The new CPU comes in a broad range of sizes, ranging from core counts from eight up to 192.

AMD claims its top-end 192 core unit delivers up to 2.7 times the performance compared to the rival CPUs and up to 3.7 times the performance on performance on end-to-end AI workloads like TPCx-AI which are critical for driving an efficient approach to generative AI

The hardware giant suggested the EPYC 9965 processor-based servers offer up to four times faster time to results on business applications such as video transcoding, and Up to 3.9X the time to insights for science and HPC applications compared to Intel’s Xeon 8592+ CPU-based servers.

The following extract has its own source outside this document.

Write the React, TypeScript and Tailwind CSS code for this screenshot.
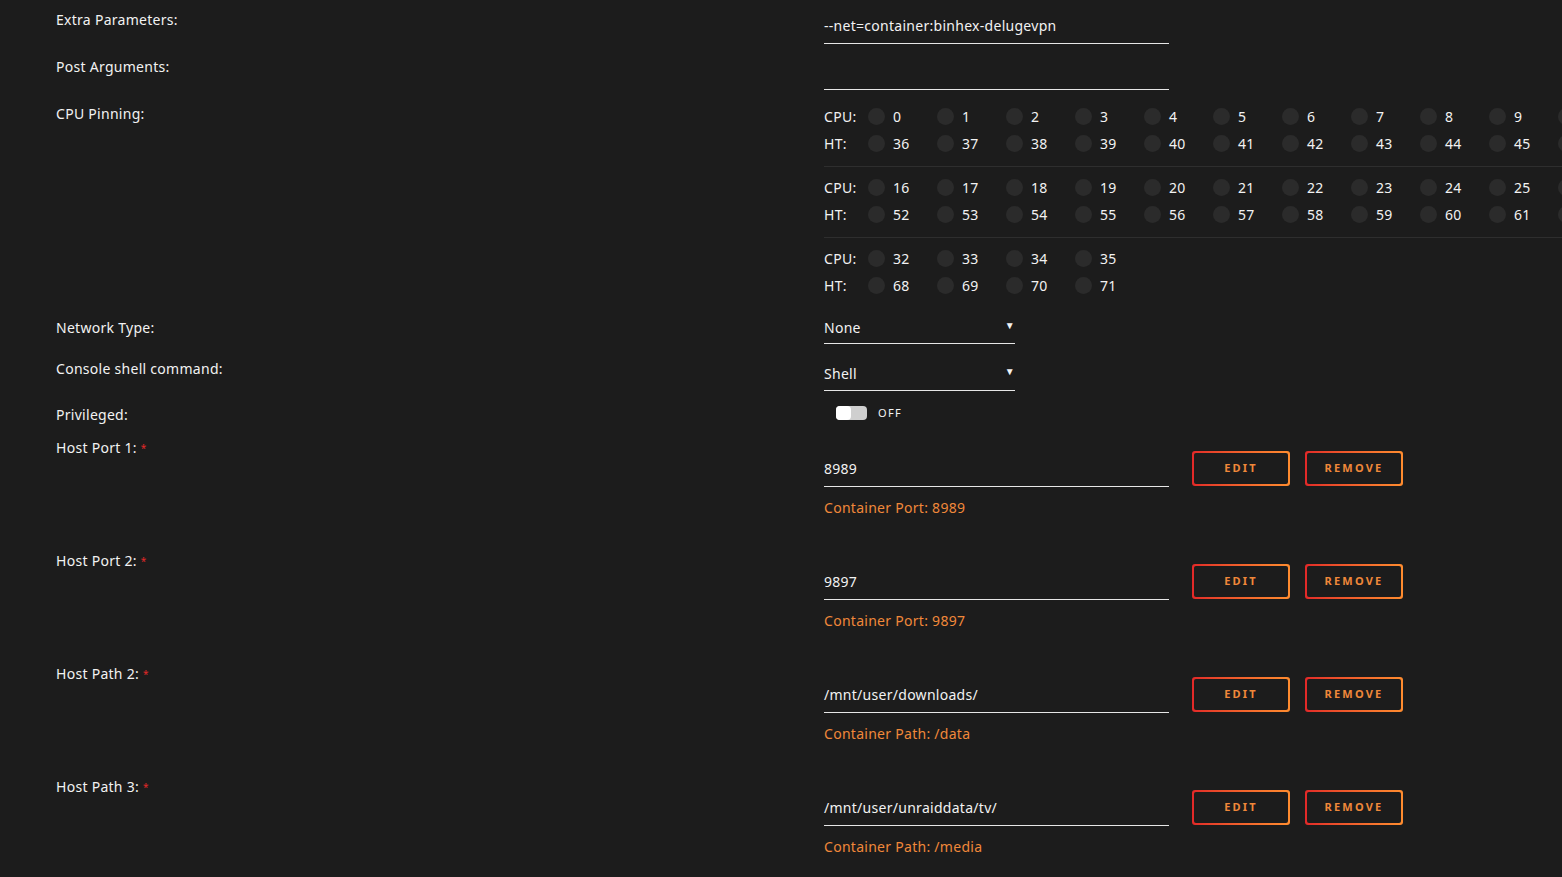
const cpuGroups = [
  { cpu: [0, 1, 2, 3, 4, 5, 6, 7, 8, 9], ht: [36, 37, 38, 39, 40, 41, 42, 43, 44, 45], more: true },
  { cpu: [16, 17, 18, 19, 20, 21, 22, 23, 24, 25], ht: [52, 53, 54, 55, 56, 57, 58, 59, 60, 61], more: true },
  { cpu: [32, 33, 34, 35], ht: [68, 69, 70, 71], more: false },
];

const mappings = [
  { label: "Host Port 1:", value: "8989", note: "Container Port: 8989" },
  { label: "Host Port 2:", value: "9897", note: "Container Port: 9897" },
  { label: "Host Path 2:", value: "/mnt/user/downloads/", note: "Container Path: /data" },
  { label: "Host Path 3:", value: "/mnt/user/unraiddata/tv/", note: "Container Path: /media" },
];

function Label({ text, pt, required }: { text: string; pt: string; required?: boolean }) {
  return (
    <div className={`w-[824px] shrink-0 pl-14 leading-5 ${pt}`}>
      {text}
      {required ? <span className="ml-1 align-top text-[10px] text-[#e22828]">*</span> : null}
    </div>
  );
}

function CpuLine({ name, nums, more }: { name: string; nums: number[]; more: boolean }) {
  return (
    <div className="flex h-[27px] items-center">
      <div className="w-[44px] shrink-0">{name}</div>
      {nums.map((n) => (
        <div key={n} className="flex w-[69px] shrink-0 items-center gap-2">
          <span className="size-[17px] rounded-full bg-[#2b2b2b]" />
          <span>{n}</span>
        </div>
      ))}
      {more ? <span className="size-[17px] shrink-0 rounded-full bg-[#2b2b2b]" /> : null}
    </div>
  );
}

function GradButton({ text }: { text: string }) {
  return (
    <div className="h-[35px] w-[98px] rounded-[3px] bg-gradient-to-r from-[#e22828] to-[#ff8c2f] p-[2px]">
      <div className="flex h-full items-center justify-center rounded-[2px] bg-[#1c1c1c] text-[11px] font-bold tracking-[0.2em] text-[#f0883a]">
        {text}
      </div>
    </div>
  );
}

export default function App() {
  return (
    <div className="h-[877px] w-[1562px] overflow-hidden bg-[#1c1c1c] text-[14px] tracking-[0.02em] text-[#f2f2f2] [font-family:'Noto_Sans',sans-serif]">
      <div className="flex h-[47px]">
        <Label text="Extra Parameters:" pt="pt-[10px]" />
        <div className="h-[44px] w-[345px] border-b border-[#e6e6e6] pt-[16px] leading-5">--net=container:binhex-delugevpn</div>
      </div>
      <div className="flex h-[47px]">
        <Label text="Post Arguments:" pt="pt-[10px]" />
        <div className="h-[43px] w-[345px] border-b border-[#e6e6e6]" />
      </div>
      <div className="flex h-[214px]">
        <Label text="CPU Pinning:" pt="pt-[10px]" />
        <div className="min-w-0 flex-1 overflow-hidden pt-[9px]">
          {cpuGroups.map((g, i) => (
            <div key={i} className={i < 2 ? "mb-[7px] border-b border-[#2e2e2e] pb-[9px]" : ""}>
              <CpuLine name="CPU:" nums={g.cpu} more={g.more} />
              <CpuLine name="HT:" nums={g.ht} more={g.more} />
            </div>
          ))}
        </div>
      </div>
      <div className="flex h-[46px]">
        <Label text="Network Type:" pt="pt-[10px]" />
        <div className="flex h-[36px] w-[191px] items-end justify-between border-b border-[#e6e6e6] pb-[5px] leading-5">
          <span>None</span>
          <span className="pb-[3px] text-[10px]">▼</span>
        </div>
      </div>
      <div className="flex h-[46px]">
        <Label text="Console shell command:" pt="pt-[5px]" />
        <div className="flex h-[37px] w-[191px] items-end justify-between border-b border-[#e6e6e6] pb-[6px] leading-5">
          <span>Shell</span>
          <span className="pb-[3px] text-[10px]">▼</span>
        </div>
      </div>
      <div className="flex h-[36px]">
        <Label text="Privileged:" pt="pt-[5px]" />
        <div className="ml-3 flex h-[26px] items-center gap-[11px] pt-[0px]">
          <div className="flex h-[14px] w-[31px] items-center rounded-[4px] bg-[#cfcfcf]">
            <span className="h-[14px] w-[15px] rounded-[4px] bg-white" />
          </div>
          <span className="text-[11px] tracking-[0.12em]">OFF</span>
        </div>
      </div>
      {mappings.map((m) => (
        <div key={m.label} className="flex h-[113px] items-start">
          <Label text={m.label} pt="pt-[2px]" required />
          <div className="w-[345px] shrink-0 pt-[23px]">
            <div className="border-b border-[#e6e6e6] pb-[7px] leading-5">{m.value}</div>
            <div className="mt-[11px] leading-5 text-[#f0883a]">{m.note}</div>
          </div>
          <div className="ml-[23px] flex gap-[15px] pt-[15px]">
            <GradButton text="EDIT" />
            <GradButton text="REMOVE" />
          </div>
        </div>
      ))}
    </div>
  );
}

“With five generations of on-time roadmap execution, AMD has proven it can meet the needs of the data centre market and give customers the standard for data centre performance, efficiency, solutions and capabilities for cloud, enterprise and AI workloads,” said Dan McNamara, SVP and general manager of AMD’s server business.

Google Cloud is among the early adopters of the fifth-generation EPYC servers with plans to hardware to power virtual machine solutions in 2025.

“EPYC CPUs are an important part of that stack, offering a cost-effective and seamless option for AI workloads,” said Amin Vahdat, VP and general manager for machine learning, systems, and cloud AI at Google Cloud.